Why it works: Most failure essays are actually success stories in disguise ("I failed, then I succeeded"). The essays that stand out are the ones where the failure is real and the lesson is honest rather than redemptive. Admissions officers value intellectual humility because it predicts how students will handle the inevitable challenges of college.
Watch Out
The Failure Essay backfires when the "failure" is actually a humble-brag ("My biggest failure was working too hard on my research project"). If the failure doesn't make you slightly uncomfortable to write about, it's not real enough.
What All Successful Essays Share
Across all four patterns, successful essays share five characteristics:
1. A specific opening line that could only belong to this essay — not a quote, not a question, not a dictionary definition.
2. Sensory details that place the reader in a scene — what things looked like, sounded like, felt like. Not abstract descriptions of emotions.
3. An honest voice that sounds like the writer actually talks — not a performance of "college essay sophistication."
4. A central tension or question that the essay genuinely wrestles with — not a problem that was neatly resolved.
5. An ending that earns its weight — not a moral, not a lesson learned, but an image or thought that resonates because the essay built toward it.

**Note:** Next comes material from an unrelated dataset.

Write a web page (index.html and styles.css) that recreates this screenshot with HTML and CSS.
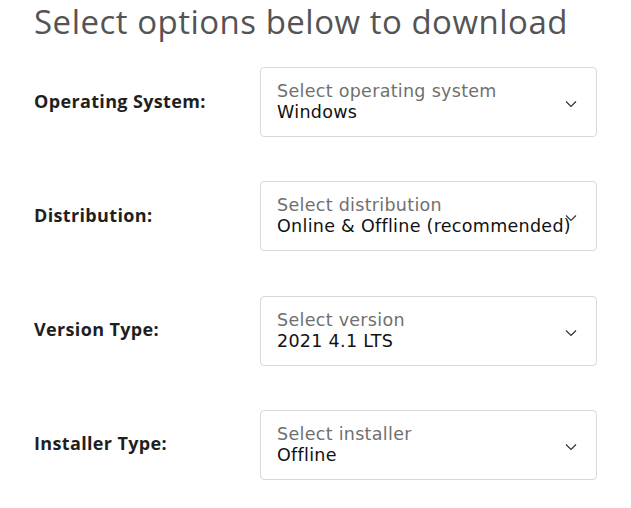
FILE: index.html
```html
<!DOCTYPE html>
<html lang="en">
<head>
<meta charset="utf-8">
<title>Select options</title>
<link rel="stylesheet" href="styles.css">
</head>
<body>
<div class="page">
  <h1 class="title">Select options below to download</h1>
  <div class="form">
    <div class="row">
      <div class="label">Operating System:</div>
      <div class="select">
        <div class="texts">
          <span class="ph">Select operating system</span>
          <span class="val">Windows</span>
        </div>
        <svg class="chev" width="12" height="8" viewBox="0 0 12 8"><path d="M1 1.5 L6 6.5 L11 1.5" fill="none" stroke="#333" stroke-width="1.2"/></svg>
      </div>
    </div>
    <div class="row">
      <div class="label">Distribution:</div>
      <div class="select">
        <div class="texts">
          <span class="ph">Select distribution</span>
          <span class="val">Online &amp; Offline (recommended)</span>
        </div>
        <svg class="chev" width="12" height="8" viewBox="0 0 12 8"><path d="M1 1.5 L6 6.5 L11 1.5" fill="none" stroke="#333" stroke-width="1.2"/></svg>
      </div>
    </div>
    <div class="row">
      <div class="label">Version Type:</div>
      <div class="select">
        <div class="texts">
          <span class="ph">Select version</span>
          <span class="val">2021 4.1 LTS</span>
        </div>
        <svg class="chev" width="12" height="8" viewBox="0 0 12 8"><path d="M1 1.5 L6 6.5 L11 1.5" fill="none" stroke="#333" stroke-width="1.2"/></svg>
      </div>
    </div>
    <div class="row">
      <div class="label">Installer Type:</div>
      <div class="select">
        <div class="texts">
          <span class="ph">Select installer</span>
          <span class="val">Offline</span>
        </div>
        <svg class="chev" width="12" height="8" viewBox="0 0 12 8"><path d="M1 1.5 L6 6.5 L11 1.5" fill="none" stroke="#333" stroke-width="1.2"/></svg>
      </div>
    </div>
  </div>
</div>
</body>
</html>
```
FILE: styles.css
```css
html, body {
  margin: 0;
  padding: 0;
  background: #fff;
}
body {
  font-family: "Open Sans", "Noto Sans", sans-serif;
}
.page {
  padding: 0 34px;
}
.title {
  margin: 0;
  font-size: 33px;
  letter-spacing: 0.5px;
  font-weight: 400;
  line-height: 44px;
  color: #545454;
}
.form {
  display: flex;
  flex-direction: column;
  gap: 44.33px;
  margin-top: 23px;
}
.row {
  display: grid;
  grid-template-columns: 226px 337px;
  align-items: center;
}
.label {
  font-size: 18px;
  letter-spacing: 0.35px;
  font-weight: 700;
  color: #1f1f1f;
  margin-top: -3px;
}
.select {
  position: relative;
  box-sizing: border-box;
  height: 70px;
  border: 1px solid #d9d9d9;
  border-radius: 4px;
  padding: 13px 16px 0 16px;
}
.texts {
  display: flex;
  flex-direction: column;
  font-family: "DejaVu Sans", "Open Sans", sans-serif;
  font-size: 17.5px;
  letter-spacing: 0.3px;
  line-height: 21px;
  white-space: nowrap;
}
.ph {
  color: #707070;
}
.val {
  color: #111;
}
.chev {
  position: absolute;
  right: 19px;
  top: 32px;
}
```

If your essay has all five, the topic barely matters. If it's missing even one, no topic can save it.
Pro Tip
Read your essay aloud to someone who knows you well. Ask: "Does this sound like me?" If they hesitate, rewrite until it does. Authenticity of voice is the single strongest predictor of essay effectiveness.
Key Takeaway
The essays that work are not about impressive topics — they're about specific, honest writing that reveals how the applicant thinks. Pick a pattern that fits your genuine experience, write with sensory detail and your real voice, and resist the urge to moralize or perform.